The food and drink industry

What can AD do for food manufactures big and small, to canteens, restaurants and major supermarkets, logistics providers, breweries and distilleries?

  1. Save money through waste management: UK businesses generate 6 million tonnes of food waste a year. With landfill tax set to rise sharply in the next few years, businesses will find it a financial necessity to find an alternative to paying to dispose of organic waste in landfill.

  2. Provide cheaper, cleaner, renewable energy: AD produces a renewable gas, biogas, that can be used to produce electricity and heat to power on-site operations. Excess biogas can be sold to the grid or can be upgraded to biomethane, which can be used as a transport fuel.

  3. Help you go green: using AD for electricity and heat demand on your sites removes the need for environmentally damaging fossil fuel supplies; while electricity generated from the grid at present emits on average 500g of CO2 for each kWh, electricity from an AD plant emits can emit as low as 11g –  over 45 times cleaner.

The agriculture sector  

Farmers are currently under pressure to reduce their carbon footprint, as every year UK farms produce between 90 - 100 million tonnes of greenhouse gas filled slurry.
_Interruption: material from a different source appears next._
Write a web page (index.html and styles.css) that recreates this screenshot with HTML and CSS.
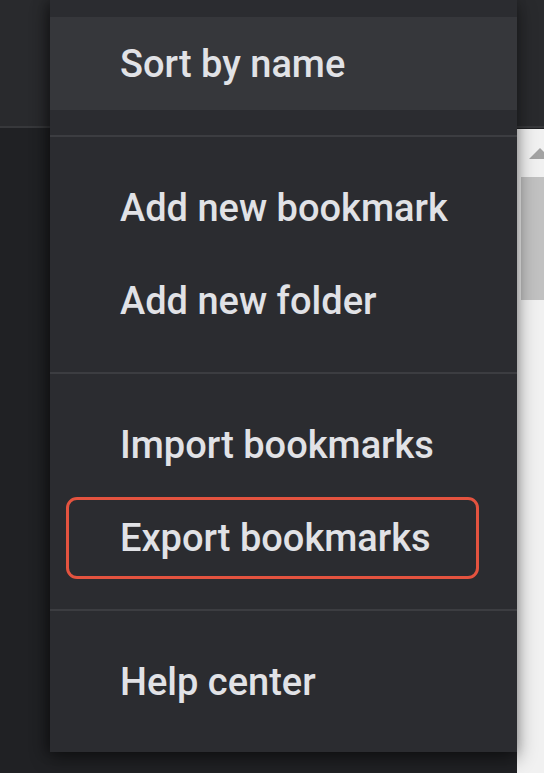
FILE: index.html
```html
<!DOCTYPE html>
<html lang="en">
<head>
    <meta charset="UTF-8">
    <meta name="viewport" content="width=device-width, initial-scale=1.0">
    <title>Bookmarks - Organize menu</title>
    <link rel="stylesheet" href="styles.css">
</head>
<body>
    <div class="page">
        <div class="toolbar"></div>
        <div class="content">
            <div class="list"></div>
            <div class="scrollbar">
                <div class="scroll-arrow"></div>
                <div class="scroll-thumb"></div>
            </div>
        </div>

        <!-- menu desplegable "Organize" -->
        <div class="menu">
            <div class="menu-item active">Sort by name</div>
            <div class="menu-sep"></div>
            <div class="menu-item">Add new bookmark</div>
            <div class="menu-item">Add new folder</div>
            <div class="menu-sep"></div>
            <div class="menu-item">Import bookmarks</div>
            <div class="menu-item marked">Export bookmarks</div>
            <div class="menu-sep"></div>
            <div class="menu-item">Help center</div>
        </div>
    </div>
</body>
</html>
```

FILE: styles.css
```css
html, body {
    margin: 0;
    height: 100%;
}
body {
    background-color: #1f2023;
    font-family: Roboto, "Liberation Sans", Arial, sans-serif;
    overflow: hidden;
}
.page {
    position: relative;
    display: flex;
    flex-direction: column;
    height: 100%;
}
.toolbar {
    height: 126px;
    flex-shrink: 0;
    background-color: #292a2d;
    border-bottom: 2px solid #37383b;
}
.content {
    flex: 1;
    display: flex;
}
.list {
    flex: 1;
    background-color: #202124;
}
.scrollbar {
    width: 27px;
    margin-top: 1px;
    background-color: #f1f1f1;
    display: flex;
    flex-direction: column;
}
.scroll-arrow {
    height: 48px;
    position: relative;
}
.scroll-arrow::before {
    content: "";
    position: absolute;
    top: 19px;
    left: 12px;
    border-left: 11px solid transparent;
    border-right: 11px solid transparent;
    border-bottom: 11px solid #a3a3a3;
}
.scroll-thumb {
    height: 123px;
    margin-left: 4px;
    background-color: #c1c1c1;
}

/* menu */
.menu {
    position: absolute;
    top: 0;
    left: 50px;
    width: 467px;
    padding: 17px 0 24px;
    background-color: #2b2c30;
    box-shadow: 0 6px 18px rgba(0, 0, 0, 0.45), -4px 0 12px rgba(0, 0, 0, 0.3);
}
.menu-item {
    position: relative;
    height: 93px;
    display: flex;
    align-items: center;
    padding-left: 70px;
    font-size: 38px;
    font-weight: 500;
    color: #e1e2e6;
}
.menu-item.active {
    background-color: #36373b;
}
.menu-sep {
    height: 2px;
    margin: 25px 0 24px;
    background-color: #3c3d41;
}
.menu-item.marked::after {
    content: "";
    position: absolute;
    top: 6px;
    bottom: 5px;
    left: 16px;
    right: 38px;
    border: 3px solid #e4533f;
    border-radius: 11px;
}
```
Currently, the production of a tonne of nitrogen fertiliser takes a tonne of oil and 108 tonnes of water, and emits seven tonnes of carbon dioxide.
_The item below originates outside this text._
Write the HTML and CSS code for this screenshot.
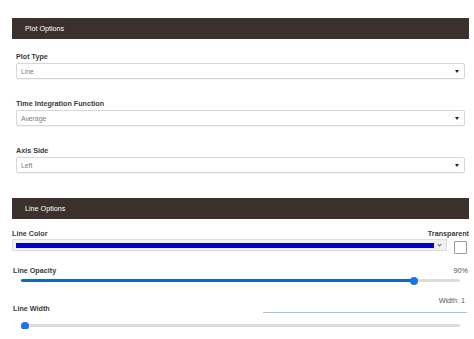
FILE: index.html
```html
<!DOCTYPE html>
<html lang="en">
<head>
    <meta charset="UTF-8">
    <meta name="viewport" content="width=device-width, initial-scale=1.0">
    <title>Plot Options</title>
    <link rel="stylesheet" href="styles.css">
</head>
<body>
    <div class="panel">
        <div class="section-head">Plot Options</div>

        <div class="plot-fields">
            <div class="field">
                <label>Plot Type</label>
                <div class="select"><span>Line</span><span class="caret"></span></div>
            </div>
            <div class="field">
                <label>Time Integration Function</label>
                <div class="select"><span>Average</span><span class="caret"></span></div>
            </div>
            <div class="field">
                <label>Axis Side</label>
                <div class="select"><span>Left</span><span class="caret"></span></div>
            </div>
        </div>

        <div class="section-head line-head">Line Options</div>

        <div class="line-fields">
            <div class="row">
                <label>Line Color</label>
                <label>Transparent</label>
            </div>
            <div class="row color-row">
                <div class="color-select">
                    <div class="swatch"></div>
                    <span class="chevron"></span>
                </div>
                <div class="checkbox"></div>
            </div>

            <div class="row opacity-row">
                <label>Line Opacity</label>
                <span class="value">90%</span>
            </div>
            <div class="slider">
                <div class="track">
                    <div class="fill" style="width: 89.5%"></div>
                    <div class="thumb" style="left: 89.5%"></div>
                </div>
            </div>

            <div class="row width-value">
                <span class="value">Width: 1</span>
            </div>
            <div class="row width-row">
                <label>Line Width</label>
                <div class="underline"></div>
            </div>
            <div class="slider">
                <div class="track">
                    <div class="thumb" style="left: 0.9%"></div>
                </div>
            </div>
        </div>
    </div>
</body>
</html>
```

FILE: styles.css
```css
body {
    font-family: "Liberation Sans", Arial, sans-serif;
    background-color: #fff;
    margin: 0;
    padding: 0;
}
.panel {
    padding: 18px 5px 0 12px;
}
.section-head {
    height: 21px;
    line-height: 21px;
    padding-left: 13px;
    background-color: #3b302c;
    color: #fff;
    font-size: 7.2px;
}
label {
    font-size: 7.2px;
    font-weight: bold;
    color: #3a3a3a;
    line-height: 10px;
}
.plot-fields {
    display: flex;
    flex-direction: column;
    gap: 20px;
    padding: 13px 4px 0 4px;
}
.field label {
    display: block;
    margin-bottom: 1px;
}
.select {
    height: 14px;
    border: 1px solid #d6d6d6;
    border-radius: 2px;
    box-shadow: 0 1px 1px rgba(0, 0, 0, 0.05);
    display: flex;
    align-items: center;
    justify-content: space-between;
    padding: 0 5px 0 4px;
    font-size: 6.8px;
    color: #808080;
}
.caret {
    width: 0;
    height: 0;
    border-left: 2.5px solid transparent;
    border-right: 2.5px solid transparent;
    border-top: 3px solid #222;
}
.line-head {
    margin-top: 25px;
}
.line-fields {
    padding-top: 10px;
}
.row {
    display: flex;
    justify-content: space-between;
    align-items: center;
}
.color-row {
    align-items: flex-start;
}
.color-select {
    flex: 1;
    height: 10px;
    background-color: #f1f1f1;
    border: 1px solid #ddd;
    display: flex;
    align-items: center;
    padding: 0 4px 0 3px;
    gap: 3px;
}
.swatch {
    flex: 1;
    height: 5px;
    background-color: #0000c8;
}
.chevron {
    width: 2px;
    height: 2px;
    border-right: 1px solid #666;
    border-bottom: 1px solid #666;
    transform: rotate(45deg);
    margin: 0 1px 2px 1px;
}
.checkbox {
    width: 11px;
    height: 11px;
    border: 1px solid #9a9a9a;
    border-radius: 1px;
    margin: 2px 2px 0 7px;
}
.opacity-row {
    margin-top: 12px;
    padding: 0 1px;
}
.value {
    font-size: 7.2px;
    color: #555;
    line-height: 10px;
}
.slider {
    padding: 3px 9px 0 9px;
    height: 5px;
}
.track {
    position: relative;
    height: 3px;
    border-radius: 2px;
    background-color: #dcdcdc;
}
.fill {
    height: 3px;
    border-radius: 2px;
    background-color: #1565c8;
}
.thumb {
    position: absolute;
    top: -2.5px;
    width: 8px;
    height: 8px;
    margin-left: -4px;
    border-radius: 50%;
    background-color: #1a73e8;
}
.width-value {
    justify-content: flex-end;
    margin-top: 12px;
    padding-right: 4px;
}
.width-row {
    align-items: flex-end;
    padding-left: 1px;
    margin-top: -2px;
}
.underline {
    width: 204px;
    border-bottom: 1px solid #a8c4dc;
    margin-bottom: 1px;
    margin-right: 2px;
}
.width-row + .slider {
    padding-top: 10px;
}
```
AD is central to climate smart farming and can help farmers by:

  1. Producing renewable fuel and bio-fertiliser: the energy produced through AD can help tackle the rising cost of heating and powering equipment. Farmers will have a significant carbon saving and can sell back any excess energy to the grid. The bio-fertiliser, or digestate, produced as a result of AD is an excellent natural replacement for expensive and carbon-intensive artificial fertilisers.

  2. Improving waste management: AD can process almost any organic waste - slurries, chicken litter, vegetable offcuts, outgrade crops, animal by-product material and more. Using AD on your farm could reduce costs and greenhouse gas emissions from waste treatment and slurry storage, as well as providing revenue from the energy and digestate generated.
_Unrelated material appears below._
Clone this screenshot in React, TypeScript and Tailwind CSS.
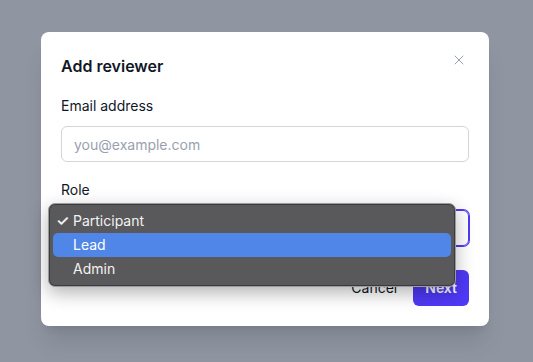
import { X } from "lucide-react";

const roles = ["Participant", "Lead", "Admin"];

export default function App() {
  const selected = "Participant";
  const highlighted = "Lead";

  return (
    <div
      className="h-[362px] w-full bg-gray-500/75 pt-8 pl-[41px]"
      style={{ fontFamily: "Inter, 'Liberation Sans', sans-serif" }}
    >
      <div className="relative w-[448px] rounded-lg bg-white px-5 pt-[22px] pb-5 shadow-xl">
        <div className="flex items-start justify-between">
          <h2 className="text-base leading-6 font-semibold text-gray-900">Add reviewer</h2>
          <button className="-mt-[2px] mr-[2px] text-gray-400">
            <X className="size-4" strokeWidth={1.5} />
          </button>
        </div>

        <label className="mt-[18px] block text-sm leading-5 text-gray-900">Email address</label>
        <input
          className="mt-[10px] block h-9 w-full rounded-md border border-gray-300 px-3 text-sm text-gray-900 placeholder:text-gray-400 focus:outline-none"
          placeholder="you@example.com"
        />

        <label className="mt-[18px] block text-sm leading-5 text-gray-900">Role</label>
        <div className="mt-[10px] flex h-9 w-full items-center rounded-md border border-indigo-600 px-3 text-sm text-gray-900 ring-1 ring-indigo-600">
          {selected}
        </div>

        <div className="mt-6 flex items-center justify-end gap-1">
          <button className="px-3 text-sm leading-9 text-gray-900">Cancel</button>
          <button className="h-9 rounded-md bg-indigo-600 px-3 text-sm font-semibold text-white">
            Next
          </button>
        </div>

        {/* native select popup */}
        <div className="absolute top-[171px] left-[7px] w-[408px] rounded-[7px] border border-[#9c9ca0] bg-[#59595b] py-[5px] shadow-[0_6px_18px_rgba(0,0,0,0.3)] ring-1 ring-[#3a3a3c] ring-inset">
          {roles.map((role) => (
            <div
              key={role}
              className={`relative mx-[4px] flex h-6 items-center rounded-[5px] pl-5 text-sm text-[#f2f2f2] ${
                role === highlighted ? "bg-[#4f86e8] text-white" : ""
              }`}
            >
              {role === selected && (
                <span className="absolute left-[3px] text-[15px] font-semibold text-[#f2f2f2]">
                  ✓
                </span>
              )}
              {role}
            </div>
          ))}
        </div>
      </div>
    </div>
  );
}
  3. Additional income: an on-site AD unit can treat farm, food, and purpose grown crop waste. Farmers will be saving on money on energy generation, fertiliser production and waste management.

Humanitarian Enterprises

For isolated, rural, or developing populations, the benefits of AD are even more direct, concrete and obvious than for a western urban population. Anaerobic digestion fits perfectly in this circular economy for several reasons, in part thanks to the energy independence it induces.

Why biogas is on the rise in developing countries:

  1. On-site energy generation: Biogas has become a symbol for access to modern energy services in rural areas. One of the most noticeable benefits is the provision of a clean and convenient cooking, heating and lighting fuel. Using biogas means that other fuels are displaced, this could be either traditional biomasses (dung, wood, charcoal) or fossil fuels.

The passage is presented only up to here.